A block of data
-- BEGIN --
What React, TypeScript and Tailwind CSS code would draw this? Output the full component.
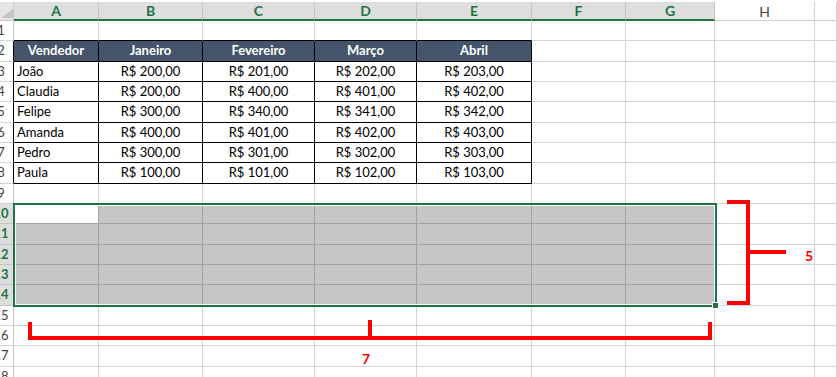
import * as React from 'react';

// Planilha estilo Excel com seleção A10:G14 e marcações em vermelho
const cols = [
  { k: 'A', w: 85 },
  { k: 'B', w: 104 },
  { k: 'C', w: 112 },
  { k: 'D', w: 102 },
  { k: 'E', w: 115 },
  { k: 'F', w: 94 },
  { k: 'G', w: 89 },
  { k: 'H', w: 100 },
  { k: '', w: 22 },
];

const rowHeights = [20, 21, 20, 20, 21, 20, 20, 21, 20, 20, 21, 20, 20, 21, 20, 20, 21, 20];

const table: string[][] = [
  ['Vendedor', 'Janeiro', 'Fevereiro', 'Março', 'Abril'],
  ['João', 'R$ 200,00', 'R$ 201,00', 'R$ 202,00', 'R$ 203,00'],
  ['Claudia', 'R$ 200,00', 'R$ 400,00', 'R$ 401,00', 'R$ 402,00'],
  ['Felipe', 'R$ 300,00', 'R$ 340,00', 'R$ 341,00', 'R$ 342,00'],
  ['Amanda', 'R$ 400,00', 'R$ 401,00', 'R$ 402,00', 'R$ 403,00'],
  ['Pedro', 'R$ 300,00', 'R$ 301,00', 'R$ 302,00', 'R$ 303,00'],
  ['Paula', 'R$ 100,00', 'R$ 101,00', 'R$ 102,00', 'R$ 103,00'],
];

function Cell({ row, col, w }: { row: number; col: number; w: number }) {
  const inTable = row >= 2 && row <= 8 && col <= 4;
  const isHead = row === 2 && col <= 4;
  const inSel = row >= 10 && row <= 14 && col <= 6;
  const active = row === 10 && col === 0;
  const text = inTable ? table[row - 2][col] : '';

  let cls = 'h-full shrink-0 border-r border-b flex items-center overflow-hidden whitespace-nowrap ';
  if (inTable) cls += 'border-black ';
  else if (row === 1 && col <= 4) cls += 'border-r-[#d4d4d4] border-b-black ';
  else if (inSel) cls += 'border-[#a2a2a2] ';
  else cls += 'border-[#d4d4d4] ';

  if (isHead) cls += 'bg-[#44546a] text-white font-bold justify-center ';
  else if (inSel && !active) cls += 'bg-[#c6c6c6] ';
  else cls += 'bg-white ';

  if (inTable && !isHead) cls += col === 0 ? 'justify-start pl-[3px] text-black ' : 'justify-center text-black ';

  return (
    <div className={cls} style={{ width: w }}>
      {text}
    </div>
  );
}

export default function App() {
  return (
    <div
      className="relative w-[837px] h-[377px] overflow-hidden bg-white text-[13px]"
      style={{ fontFamily: 'Lato, "Open Sans", sans-serif' }}
    >
      {/* Cabeçalho de colunas */}
      <div className="flex h-[21px] pt-[2px] bg-white">
        <div className="w-[14px] shrink-0 h-full bg-[#e6e6e6] border-r border-b border-[#c8c8c8] relative">
          <svg width="12" height="9" className="absolute left-[1px] bottom-[2px]">
            <polygon points="12,0 12,9 0,9" fill="#c3c3c3" />
          </svg>
        </div>
        {cols.map((c, i) =>
          i <= 6 ? (
            <div
              key={c.k}
              className="shrink-0 h-full flex items-center justify-center bg-[#dedede] border-r border-r-[#c4c4c4] border-b-2 border-b-[#217346] text-[#217346] font-bold text-[14px]"
              style={{ width: c.w }}
            >
              {c.k}
            </div>
          ) : (
            <div
              key={i}
              className="shrink-0 h-full flex items-center justify-center bg-white border-r border-b border-[#cfcfcf] text-[#444] text-[14px]"
              style={{ width: c.w }}
            >
              {c.k}
            </div>
          ),
        )}
      </div>

      {/* Linhas */}
      {rowHeights.map((h, r) => {
        const row = r + 1;
        const sel = row >= 10 && row <= 14;
        const tableRow = row >= 2 && row <= 8;
        return (
          <div key={row} className="flex" style={{ height: h }}>
            <div
              className={`w-[14px] shrink-0 h-full overflow-hidden border-b border-r ${
                sel
                  ? 'bg-[#dedede] text-[#217346] font-bold border-b-[#c4c4c4] border-r-[#217346]'
                  : 'bg-white text-[#444] border-b-[#d4d4d4] ' + (tableRow ? 'border-r-black' : 'border-r-[#c8c8c8]')
              }`}
            >
              <div className="w-[26px] ml-[-12px] h-full flex items-center justify-center">{row}</div>
            </div>
            {cols.map((c, i) => (
              <Cell key={i} row={row} col={i} w={c.w} />
            ))}
          </div>
        );
      })}

      {/* Seleção A10:G14 */}
      <div className="absolute left-[13px] top-[203px] w-[704px] h-[104px] border-2 border-[#217346] shadow-[inset_0_0_0_1px_#ffffff] pointer-events-none" />
      <div className="absolute left-[712px] top-[302px] w-[7px] h-[7px] bg-[#217346] border border-white" />

      {/* Chave vertical (5 linhas) */}
      <div className="absolute left-[727px] top-[200px] w-[23px] h-[4px] bg-[#ff0000]" />
      <div className="absolute left-[746px] top-[200px] w-[4px] h-[105px] bg-[#ff0000]" />
      <div className="absolute left-[727px] top-[301px] w-[23px] h-[4px] bg-[#ff0000]" />
      <div className="absolute left-[746px] top-[250px] w-[40px] h-[4px] bg-[#ff0000]" />
      <div className="absolute left-[805px] top-[247px] text-[14px] font-bold text-[#ff0000] leading-none pt-[2px]">5</div>

      {/* Chave horizontal (7 colunas) */}
      <div className="absolute left-[28px] top-[322px] w-[4px] h-[18px] bg-[#ff0000]" />
      <div className="absolute left-[28px] top-[336px] w-[684px] h-[4px] bg-[#ff0000]" />
      <div className="absolute left-[368px] top-[320px] w-[4px] h-[18px] bg-[#ff0000]" />
      <div className="absolute left-[708px] top-[322px] w-[4px] h-[18px] bg-[#ff0000]" />
      <div className="absolute left-[362px] top-[350px] text-[14px] font-bold text-[#ff0000] leading-none pt-[2px]">7</div>
    </div>
  );
}
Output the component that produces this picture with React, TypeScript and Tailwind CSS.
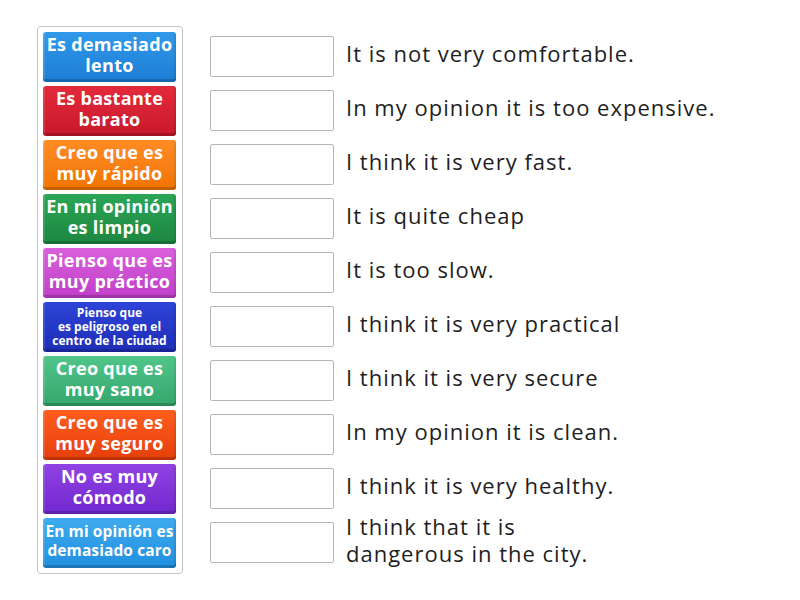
import React from "react";

const tiles: { text: React.ReactNode; cls: string; size: string }[] = [
  { text: <>Es demasiado<br />lento</>, cls: "bg-gradient-to-b from-[#3199ea] to-[#1b7dd4]", size: "big" },
  { text: <>Es bastante<br />barato</>, cls: "bg-gradient-to-b from-[#e32a3c] to-[#c8182b]", size: "big" },
  { text: <>Creo que es<br />muy rápido</>, cls: "bg-gradient-to-b from-[#ff8c24] to-[#f07400]", size: "big" },
  { text: <>En mi opinión<br />es limpio</>, cls: "bg-gradient-to-b from-[#2ba655] to-[#1c8640]", size: "big" },
  { text: <>Pienso que es<br />muy práctico</>, cls: "bg-gradient-to-b from-[#d95fdc] to-[#c03ec9]", size: "big" },
  { text: <>Pienso que<br />es peligroso en el<br />centro de la ciudad</>, cls: "bg-gradient-to-b from-[#2e44d8] to-[#1e2db5]", size: "small" },
  { text: <>Creo que es<br />muy sano</>, cls: "bg-gradient-to-b from-[#50c68b] to-[#33a66c]", size: "big" },
  { text: <>Creo que es<br />muy seguro</>, cls: "bg-gradient-to-b from-[#ff5d1e] to-[#e63f0a]", size: "big" },
  { text: <>No es muy<br />cómodo</>, cls: "bg-gradient-to-b from-[#9142e3] to-[#7127cf]", size: "big" },
  { text: <>En mi opinión es<br />demasiado caro</>, cls: "bg-gradient-to-b from-[#3eaaee] to-[#1f8fe0]", size: "mid" },
];

const answers: React.ReactNode[] = [
  "It is not very comfortable.",
  "In my opinion it is too expensive.",
  "I think it is very fast.",
  "It is quite cheap",
  "It is too slow.",
  "I think it is very practical",
  "I think it is very secure",
  "In my opinion it is clean.",
  "I think it is very healthy.",
  <>I think that it is<br />dangerous in the city.</>,
];

export default function App() {
  return (
    <div
      className="w-[800px] h-[600px] bg-white flex items-start pl-[37px] pt-[26px]"
      style={{ fontFamily: '"Open Sans", "Noto Sans", sans-serif' }}
    >
      <div className="flex flex-col gap-[4px] border border-[#c4c4c4] rounded-[4px] pl-[5px] pr-[6px] py-[5px] w-[146px]">
        {tiles.map((t, i) => (
          <div
            key={i}
            className={`${t.cls} h-[50px] w-[133px] rounded-[3px] flex items-center justify-center text-center text-white font-bold shadow-[inset_0_-3px_0_rgba(0,0,0,0.18),inset_2px_0_0_rgba(255,255,255,0.12),inset_-2px_0_0_rgba(0,0,0,0.08)] ${
              t.size === "small"
                ? "text-[12px] leading-[14px] pb-[1px]"
                : t.size === "mid"
                ? "text-[15.5px] leading-[19px] tracking-[0.1px] pb-[4px]"
                : "text-[18px] leading-[21px] tracking-[0.3px] pb-[4px]"
            }`}
          >
            <span className="whitespace-nowrap">{t.text}</span>
          </div>
        ))}
      </div>
      <div className="flex flex-col gap-[13px] ml-[27px] mt-[10px]">
        {answers.map((a, i) => (
          <div key={i} className="flex items-center h-[41px]">
            <div className="w-[124px] h-[41px] border border-[#b5b5b5] rounded-[2px] bg-white shrink-0" />
            <div className="ml-[12px] pb-[6px] text-[22px] leading-[27px] tracking-[1px] text-[#1e1e1e] whitespace-nowrap">
              {a}
            </div>
          </div>
        ))}
      </div>
    </div>
  );
}
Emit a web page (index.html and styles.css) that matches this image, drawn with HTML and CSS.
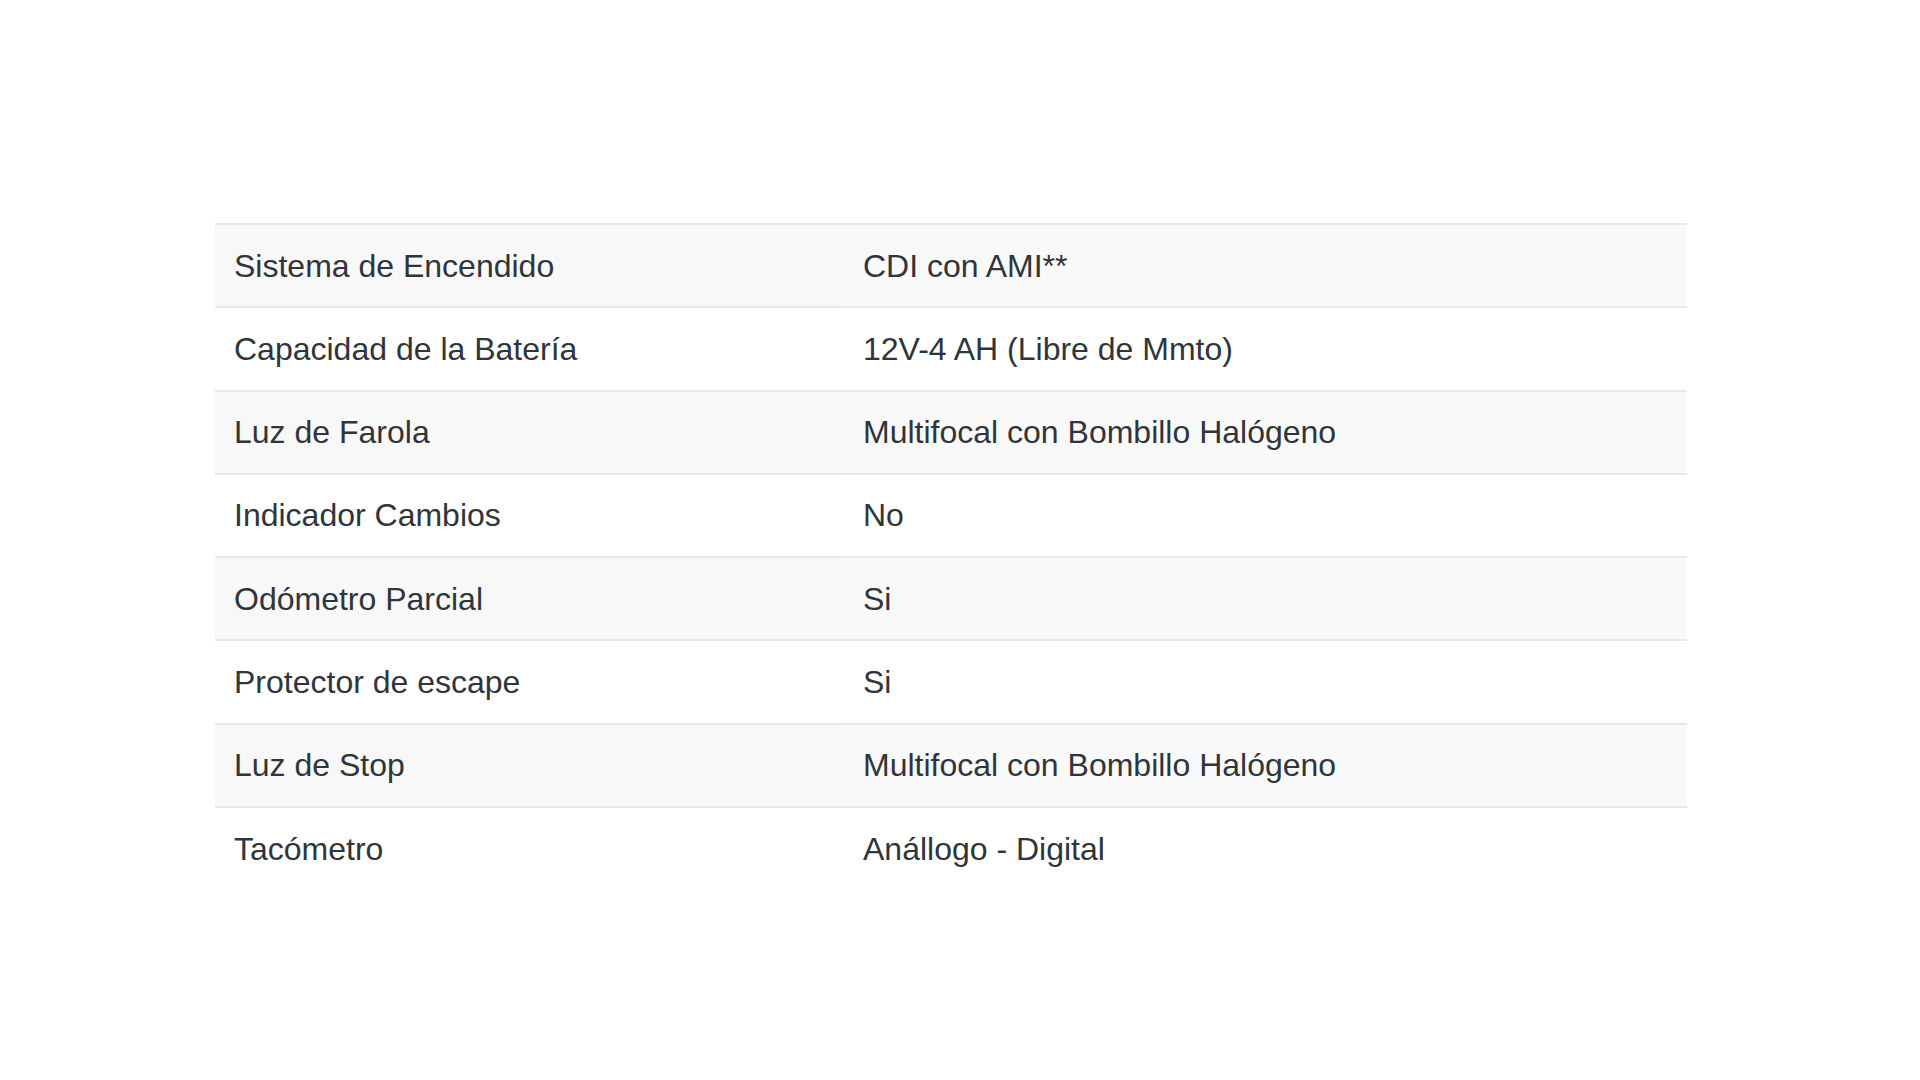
FILE: index.html
```html
<!DOCTYPE html>
<html lang="es">
<head>
<meta charset="utf-8">
<title>Especificaciones</title>
<link rel="stylesheet" href="styles.css">
</head>
<body>
<main class="page">
  <table class="specs">
    <tbody>
      <tr><td class="label">Sistema de Encendido</td><td class="value">CDI con AMI**</td></tr>
      <tr><td class="label">Capacidad de la Batería</td><td class="value">12V-4 AH (Libre de Mmto)</td></tr>
      <tr><td class="label">Luz de Farola</td><td class="value">Multifocal con Bombillo Halógeno</td></tr>
      <tr><td class="label">Indicador Cambios</td><td class="value">No</td></tr>
      <tr><td class="label">Odómetro Parcial</td><td class="value">Si</td></tr>
      <tr><td class="label">Protector de escape</td><td class="value">Si</td></tr>
      <tr><td class="label">Luz de Stop</td><td class="value">Multifocal con Bombillo Halógeno</td></tr>
      <tr><td class="label">Tacómetro</td><td class="value">Anállogo - Digital</td></tr>
    </tbody>
  </table>
</main>
</body>
</html>
```

FILE: styles.css
```css
html, body {
  margin: 0;
  padding: 0;
  background: #ffffff;
}

body {
  font-family: "Liberation Sans", Arial, sans-serif;
  color: #30353a;
}

.page {
  padding: 223px 0 0 215px;
  width: 1472px;
}

.specs {
  width: 100%;
  border-collapse: collapse;
  table-layout: fixed;
}

.specs td {
  font-size: 32px;
  line-height: 48px;
  padding: 16.65px 20px 16.65px 19px;
  border-top: 2px solid #e9e9e9;
  vertical-align: middle;
  white-space: nowrap;
}

.specs td.label {
  width: 590px;
}

.specs tr:nth-child(odd) td {
  background: #f8f8f8;
}

.specs tr:nth-child(odd) td.value {
  background: #f9f9f9;
}
```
-- END --
Without the pictures, give again exactly the lines above starting at the line containing "Output the component" and ending at the line containing "import React from".

Output the component that produces this picture with React, TypeScript and Tailwind CSS.
import React from "react";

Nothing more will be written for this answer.